The National Association of Immigration Judges argued to be re-certified as a union before the Federal Labor Relations Authority this week.

The National Association of Immigration Judges argued to be re-certified as a union before the Federal Labor Relations Authority this week. SimpleImages / Getty Images

Immigration judges seek renewed union recognition

In a controversial November 2020 decision, the Federal Labor Relations Authority overruled its regional director and decertified the National Association of Immigration Judges.

A union representing the nation’s cadre of immigration judges argued this week that it should regain its status as the judges’ bargaining representative after the Federal Labor Relations Authority controversially decertified the organization in 2020.

The FLRA in November 2020 overruled the findings of its regional director and ruled immigration judges in the Justice Department’s Executive Office for Immigration Review are management officials, stripping the more than 700 federal workers of their collective bargaining rights.

In the intervening years, the National Association of Immigration Judges has maintained a lesser “meet and confer” relationship with EOIR management, in which they are able to ask questions and offer comments on agency initiatives. But earlier this year, management issued a much-criticized—and since rescinded—gag order barring immigration judges from speaking publicly even in their personal capacities.

At this week’s hearing at the FLRA headquarters, the union presented a two-fold argument: first, that the 2020 decision to decertify the union was wrong, and second, that a series of regulatory changes governing the asylum and immigration systems further establishes immigration judges as frontline workers, not managers. Meanwhile, the Justice Department sought to argue that there have not been substantial changes to immigration judges’ working conditions since 2020.

FLRA Assistant General Counsel Bill Kirsner presided over the hearing, frequently asking witnesses whether a variety of policy or workplace changes affecting immigration judges occurred because of input from the judges. Invariably, they said the changes were made without the judges’ involvement.

Mimi Tsankov, the union’s president, told Government Executive Thursday that she felt optimistic that the agency will find in favor of the union’s recertification. Both parties have 30 days to submit written briefs in the case, after which the FLRA regional director will have 30 days to issue a decision.
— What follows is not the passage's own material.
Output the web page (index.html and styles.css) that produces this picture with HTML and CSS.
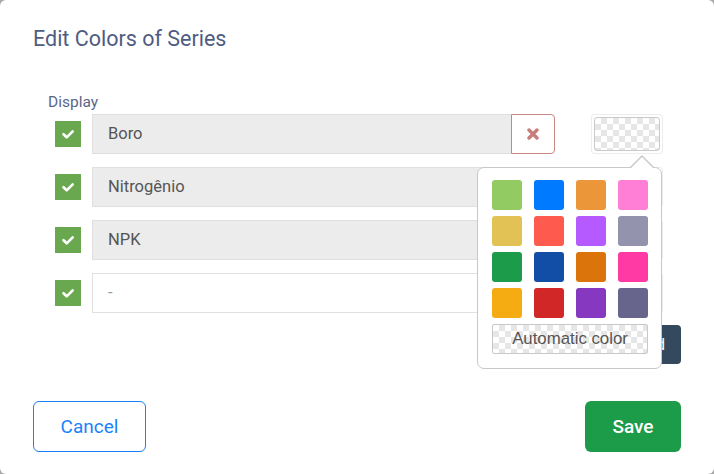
FILE: index.html
```html
<!DOCTYPE html>
<html lang="en">
<head>
<meta charset="utf-8">
<title>Edit Colors of Series</title>
<link rel="stylesheet" href="styles.css">
</head>
<body>
<div class="modal">
  <h2 class="title">Edit Colors of Series</h2>
  <div class="body">
    <div class="label">Display</div>
    <div class="rows">
      <div class="row">
        <span class="check"><svg viewBox="0 0 26 26" width="26" height="26"><path d="M8.5 13.2l3.2 3.1 6-6" fill="none" stroke="#fff" stroke-width="2.6" stroke-linecap="round" stroke-linejoin="round"/></svg></span>
        <div class="name filled">Boro</div>
        <button class="remove"><svg viewBox="0 0 12 12" width="12" height="12"><path d="M2 2L10 10M10 2L2 10" stroke="#c97d7b" stroke-width="3.4" stroke-linecap="round"/></svg></button>
        <div class="swatch-btn"><span class="swatch checker"></span></div>
      </div>
      <div class="row">
        <span class="check"><svg viewBox="0 0 26 26" width="26" height="26"><path d="M8.5 13.2l3.2 3.1 6-6" fill="none" stroke="#fff" stroke-width="2.6" stroke-linecap="round" stroke-linejoin="round"/></svg></span>
        <div class="name filled">Nitrogênio</div>
        <button class="remove"><svg viewBox="0 0 12 12" width="12" height="12"><path d="M2 2L10 10M10 2L2 10" stroke="#c97d7b" stroke-width="3.4" stroke-linecap="round"/></svg></button>
        <div class="swatch-btn"><span class="swatch checker"></span></div>
      </div>
      <div class="row">
        <span class="check"><svg viewBox="0 0 26 26" width="26" height="26"><path d="M8.5 13.2l3.2 3.1 6-6" fill="none" stroke="#fff" stroke-width="2.6" stroke-linecap="round" stroke-linejoin="round"/></svg></span>
        <div class="name filled">NPK</div>
        <button class="remove"><svg viewBox="0 0 12 12" width="12" height="12"><path d="M2 2L10 10M10 2L2 10" stroke="#c97d7b" stroke-width="3.4" stroke-linecap="round"/></svg></button>
        <div class="swatch-btn"><span class="swatch checker"></span></div>
      </div>
      <div class="row">
        <span class="check"><svg viewBox="0 0 26 26" width="26" height="26"><path d="M8.5 13.2l3.2 3.1 6-6" fill="none" stroke="#fff" stroke-width="2.6" stroke-linecap="round" stroke-linejoin="round"/></svg></span>
        <div class="name empty">-</div>
        <button class="remove"><svg viewBox="0 0 12 12" width="12" height="12"><path d="M2 2L10 10M10 2L2 10" stroke="#c97d7b" stroke-width="3.4" stroke-linecap="round"/></svg></button>
        <div class="swatch-btn"><span class="swatch checker"></span></div>
      </div>
    </div>
    <div class="add-row"><button class="add">Add</button></div>
  </div>
  <div class="footer">
    <button class="cancel">Cancel</button>
    <button class="save">Save</button>
  </div>

  <div class="popover">
    <div class="grid">
      <span class="color c1"></span><span class="color c2"></span><span class="color c3"></span><span class="color c4"></span>
      <span class="color c5"></span><span class="color c6"></span><span class="color c7"></span><span class="color c8"></span>
      <span class="color c9"></span><span class="color c10"></span><span class="color c11"></span><span class="color c12"></span>
      <span class="color c13"></span><span class="color c14"></span><span class="color c15"></span><span class="color c16"></span>
    </div>
    <button class="auto checker">Automatic color</button>
  </div>
</div>
</body>
</html>
```
FILE: styles.css
```css
* { box-sizing: border-box; }
html, body { margin: 0; padding: 0; }
body {
  background: #a9a9a9;
  width: 714px;
  height: 474px;
  overflow: hidden;
  font-family: Roboto, "Liberation Sans", sans-serif;
}
.modal {
  position: relative;
  width: 714px;
  height: 474px;
  background: #fff;
  border-radius: 6px;
  padding: 0 33px;
  display: flex;
  flex-direction: column;
}
.title {
  margin: 26px 0 0;
  font-size: 21.5px;
  line-height: 26px;
  font-weight: 400;
  color: #4f5c82;
}
.body {
  padding-left: 15px;
}
.label {
  margin-top: 41px;
  font-size: 15.5px;
  line-height: 18px;
  color: #5a6688;
}
.rows {
  margin-top: 3px;
  display: flex;
  flex-direction: column;
  gap: 13px;
}
.row {
  display: flex;
  align-items: center;
  height: 40px;
}
.check {
  width: 26px;
  height: 26px;
  margin-left: 7px;
  margin-right: 11px;
  background: #6aa84f;
  display: flex;
}
.name {
  width: 419px;
  height: 40px;
  border: 1px solid #e0e0e0;
  border-right: none;
  padding-left: 15px;
  font-size: 16.5px;
  line-height: 38px;
  color: #555;
}
.name.filled { background: #ececec; }
.name.empty { background: #fff; color: #999; }
.remove {
  width: 44px;
  height: 40px;
  padding: 0;
  background: #fff;
  border: 1px solid #c98682;
  border-radius: 0 4px 4px 0;
  display: flex;
  align-items: center;
  justify-content: center;
}
.swatch-btn {
  margin-left: 36px;
  width: 72px;
  height: 40px;
  border: 1px solid #ececec;
  border-radius: 3px;
  padding: 2px;
  display: flex;
}
.swatch {
  flex: 1;
  border: 1px solid #c9c9c9;
  border-radius: 3px;
}
.checker {
  background-color: #fff;
  background-image:
    linear-gradient(45deg, #e6e6e6 25%, transparent 25%, transparent 75%, #e6e6e6 75%),
    linear-gradient(45deg, #e6e6e6 25%, transparent 25%, transparent 75%, #e6e6e6 75%);
  background-size: 12px 12px;
  background-position: 0 0, 6px 6px;
}
.add-row {
  display: flex;
  justify-content: flex-end;
  margin-top: 12px;
}
.add {
  height: 39px;
  padding: 0 16px;
  background: #34495e;
  color: #fff;
  border: none;
  border-radius: 4px;
  font-family: Roboto, sans-serif;
  font-size: 16px;
}
.footer {
  margin-top: 37px;
  display: flex;
  justify-content: space-between;
}
.footer button {
  height: 51px;
  border-radius: 6px;
  font-family: Roboto, sans-serif;
  font-size: 19px;
}
.cancel {
  width: 113px;
  background: #fff;
  border: 1px solid #1a7ff9;
  color: #1a82fb;
}
.save {
  width: 96px;
  background: #1c9b48;
  border: none;
  color: #fff;
  font-weight: 500;
}
.popover {
  position: absolute;
  left: 477px;
  top: 167px;
  width: 185px;
  height: 202px;
  background: #fff;
  border: 1px solid #c8c8c8;
  border-radius: 7px;
  padding: 12px 14px;
}
.popover::before,
.popover::after {
  content: "";
  position: absolute;
  left: 152px;
  width: 0;
  height: 0;
  border-left: 12px solid transparent;
  border-right: 12px solid transparent;
}
.popover::before {
  top: -13px;
  border-bottom: 12px solid #c8c8c8;
}
.popover::after {
  top: -11px;
  border-bottom: 12px solid #fff;
}
.grid {
  display: grid;
  grid-template-columns: repeat(4, 30px);
  column-gap: 12px;
  row-gap: 6px;
}
.color {
  width: 30px;
  height: 30px;
  border-radius: 3px;
}
.c1 { background: #93cb63; }
.c2 { background: #007bff; }
.c3 { background: #ec963a; }
.c4 { background: #ff7fd6; }
.c5 { background: #e2c155; }
.c6 { background: #fe5a4d; }
.c7 { background: #b55aff; }
.c8 { background: #9393ae; }
.c9 { background: #1c9c4a; }
.c10 { background: #134ea6; }
.c11 { background: #dc740c; }
.c12 { background: #ff3aa4; }
.c13 { background: #f5ac12; }
.c14 { background: #d22727; }
.c15 { background: #8638c0; }
.c16 { background: #67658b; }
.auto {
  margin-top: 6px;
  width: 156px;
  height: 30px;
  border: 1px solid #c8c8c8;
  border-radius: 2px;
  padding: 0;
  font-family: "Liberation Sans", Arial, sans-serif;
  font-size: 16.8px;
  color: #555;
}
```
Either party would then have the opportunity to appeal the decision to the FLRA’s three-member board.

Tsankov said her organization’s current informal status is no substitute for the ability to negotiate over workplace policies and their implementation.

“One thing that was very well developed in the [case] record and is emblematic of the experience that we had is we’ve had opportunities to engage with management, by providing some information about what our areas of concerns are, but an opportunity to provide input in the form of asking questions and seeking answers from management in no way can suffice and replace a robust labor-management relationship where we’re equals sitting at a table,” Tsankov said. “We need the strength of the union behind us and the formality of that union role so that the comments we make have much greater impact.”